Il faut dire que le travail du son est énorme et nous place directement dans les belles années 60, en tout analogique, en tout « d’époque ». Nous n’avons même aucun mal à imaginer les musiciens vêtus en gilet sans manches en pure laine de mouton (ou de lama), pantalon patte d’eph bariolé, col de chemise pelle à tarte, voir à jabot etc….

Enfin bref, ce disque, on le croirait exhumé d’un placard que nous aurions chiné dans une brocante, placard qui n’aurait jamais été ouvert depuis près de soixante ans et qui renfermerait de précieuses bandes du temps jadis. Comme un précieux trésor, cet album est d’une incroyable richesse, tant dans ses sonorités que dans la manière dont le groupe s’y prend pour les mettre en valeur.

Mort rose possède le feu sacré, celui qui nous fait aimer la musique depuis toujours, et qui le fera jusqu’à notre mort (rose il va sans dire). Le charme opère par un parti pris esthétique assumé, qui paradoxalement dégage aussi cette impression que le groupe se fait avant tout plaisir, n’hésitant pas à être presque parodique, ou fortement teinté d’autodérision par moments. Et c’est tant mieux car jamais Mort Rose ne joue les donneurs de leçons. Au contraire, il partage sa musique en toute décontraction, ce qui nous parle particulièrement.

Mélodies et harmonies.

Si les sonorités sont géniales, elles ne seraient en revanche rien, ou pas grand chose, sans l’énorme travail de mélodie. Celles-ci font mouche instantanément, qu’elles soient instrumentales ou vocales. Instrumentalement parlant, nous retrouvons une base classique guitare basse batterie, sur laquelle s’ajoutent tambourin, cuivres, flûte, orgue, sitar, le tout avec un grain old school hautement jubilatoire. Vocalement, nous avons un chant lead, des choeurs toujours inspirés, mais le groupe se frottent aussi, et toujours avec un certain génie issu du passé, aux harmonies. Un titre comme Je dois savoir en est une excellente démonstration par exemple.

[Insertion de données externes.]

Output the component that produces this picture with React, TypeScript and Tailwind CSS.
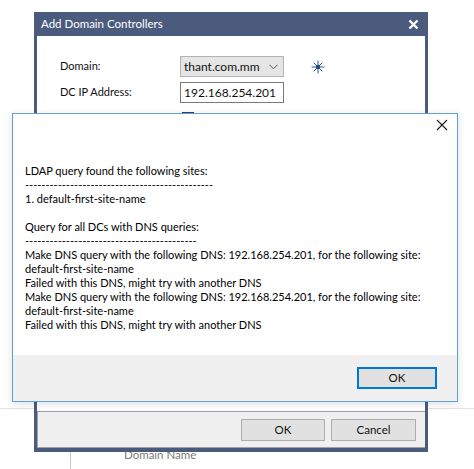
import React from "react";

const font = { fontFamily: 'Lato, "Noto Sans", Arial, sans-serif' };

function Spark() {
  return (
    <svg width="14" height="14" viewBox="0 0 14 14">
      <g stroke="#2d5aa0" strokeWidth="1" strokeLinecap="round">
        <line x1="7" y1="1" x2="7" y2="13" />
        <line x1="1" y1="7" x2="13" y2="7" />
        <line x1="3" y1="3" x2="11" y2="11" />
        <line x1="11" y1="3" x2="3" y2="11" />
      </g>
      <circle cx="7" cy="7" r="2.2" fill="#1f4a8c" />
    </svg>
  );
}

function Chevron() {
  return (
    <svg width="9" height="6" viewBox="0 0 9 6">
      <path d="M0.5 0.8 L4.5 4.8 L8.5 0.8" fill="none" stroke="#555" strokeWidth="1" />
    </svg>
  );
}

const log = [
  "LDAP query found the following sites:",
  "----------------------------------------------",
  "1. default-first-site-name",
  "",
  "Query for all DCs with DNS queries:",
  "------------------------------------------",
  "Make DNS query with the following DNS: 192.168.254.201, for the following site:",
  "default-first-site-name",
  "Failed with this DNS, might try with another DNS",
  "Make DNS query with the following DNS: 192.168.254.201, for the following site:",
  "default-first-site-name",
  "Failed with this DNS, might try with another DNS",
];

function AddDomainDialog() {
  return (
    <div className="absolute left-[34px] top-[12px] w-[394px] h-[440px] bg-[#4b5b7e] flex flex-col px-[3px] pb-[4px]">
      {/* title bar */}
      <div className="h-[24px] flex items-center justify-between pl-[4px] pr-[6px]">
        <span className="text-[11.5px] text-white">Add Domain Controllers</span>
        <svg width="11" height="11" viewBox="0 0 11 11">
          <path d="M1.5 1.5 L9.5 9.5 M9.5 1.5 L1.5 9.5" stroke="#fff" strokeWidth="2.4" />
        </svg>
      </div>
      <div className="flex-1 bg-white relative pt-[20px] pl-[23px]">
        <div className="flex items-center h-[21px]">
          <span className="w-[120px] text-[11px] text-[#111]">Domain:</span>
          <div className="w-[104px] h-[21px] bg-[#e5e5e5] border border-[#b4b4b4] flex items-center justify-between pl-[3px] pr-[5px]">
            <span className="text-[12px] text-[#111]">thant.com.mm</span>
            <Chevron />
          </div>
          <div className="ml-[27px] flex items-center">
            <Spark />
          </div>
        </div>
        <div className="flex items-center h-[21px] mt-[5px]">
          <span className="w-[120px] text-[11px] text-[#111]">DC IP Address:</span>
          <div className="w-[104px] h-[21px] bg-white border border-[#7a7a7a] flex items-center pl-[3px]">
            <span className="text-[12px] text-[#111]">192.168.254.201</span>
          </div>
        </div>
        <div className="ml-[122px] mt-[9px] w-[12px] h-[12px] border-2 border-[#2a4066]" />
      </div>
      {/* footer */}
      <div className="h-[37px] bg-[#f0f0f0] border-t border-l border-b border-[#a0a0a0] flex items-center justify-end gap-[6px] pr-[9px]">
        <div className="w-[84px] h-[22px] border border-[#adadad] bg-[#e1e1e1] flex items-center justify-center text-[11.5px] text-[#111]">
          OK
        </div>
        <div className="w-[85px] h-[22px] border border-[#adadad] bg-[#e1e1e1] flex items-center justify-center text-[11.5px] text-[#111]">
          Cancel
        </div>
      </div>
    </div>
  );
}

function MessageBox() {
  return (
    <div className="absolute left-[12px] top-[113px] w-[446px] h-[289px] border border-[#62a0dc] bg-white flex flex-col shadow-[0_2px_8px_rgba(0,0,0,0.12)]">
      <div className="h-[50px] flex justify-end pt-[5px] pr-[9px]">
        <svg width="12" height="12" viewBox="0 0 12 12">
          <path d="M1 1 L11 11 M11 1 L1 11" stroke="#1a1a1a" strokeWidth="1.1" />
        </svg>
      </div>
      <div className="flex-1 pl-[12px]">
        {log.map((line, i) => (
          <div key={i} className="h-[14px] leading-[14px] text-[11px] text-black whitespace-pre">
            {line}
          </div>
        ))}
      </div>
      <div className="h-[46px] bg-[#f0f0f0] flex items-center justify-end pr-[20px]">
        <div className="w-[80px] h-[22px] border-2 border-[#0078d7] bg-[#e1e1e1] flex items-center justify-center text-[11.5px] text-[#111]">
          OK
        </div>
      </div>
    </div>
  );
}

export default function App() {
  return (
    <div className="relative w-[474px] h-[469px] bg-white overflow-hidden" style={font}>
      {/* page behind the dialogs */}
      <div className="absolute left-0 right-0 top-[408px] h-px bg-[#e3e3e3]" />
      <div className="absolute left-[70px] top-[452px] bottom-0 w-px bg-[#c8c8c8]" />
      <div className="absolute left-[124px] top-[446px] text-[11.5px] text-[#7a7a7a]">Domain Name</div>

      <AddDomainDialog />
      <MessageBox />
    </div>
  );
}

Nous restons toujours dans le giron du rock psychédélique à l’écoute d’Au revoir cowboy, néanmoins des pointes free jazz surviennent parfois, comme sur le morceau titre. L’expérimentation n’est jamais loin non plus (Boubilou, La loi du lynx). Nous sentons se télescoper pas mal de références mais celles-ci, bien digérées, sont quasiment indéfinissables, même si le sitar sur Money nous rappelle forcément quelques noms mythiques. Les paroles participent grandement au délire psychédéliques, même en jouant le paradoxe comme avec ce « inutile d’ouvrir mon esprit » presque antinomique avec ce genre qui prônait l’ouverture des portes de la perception.

 

Kitsch

Si Mort rose semble flirter avec les stéréotypes, il le fait d’une façon si subtile que jamais il ne tombe dans le kitsch. Tout ici semble couler de source, y compris une entame de titre presque rockabily (Je dois savoir) ou une fin « gaudriole » (Money). Nous sentons qu’Au revoir cowboy se placerait sans conteste parmi les meilleurs albums du genre des 20 dernières années, s’intercalant à merveille entre le Free the Bees de The bees et le I’m in your mind fuzz des King Gizzard and the lizard wizard. Chef d’oeuvre donc ? On n’en est effectivement pas très loin.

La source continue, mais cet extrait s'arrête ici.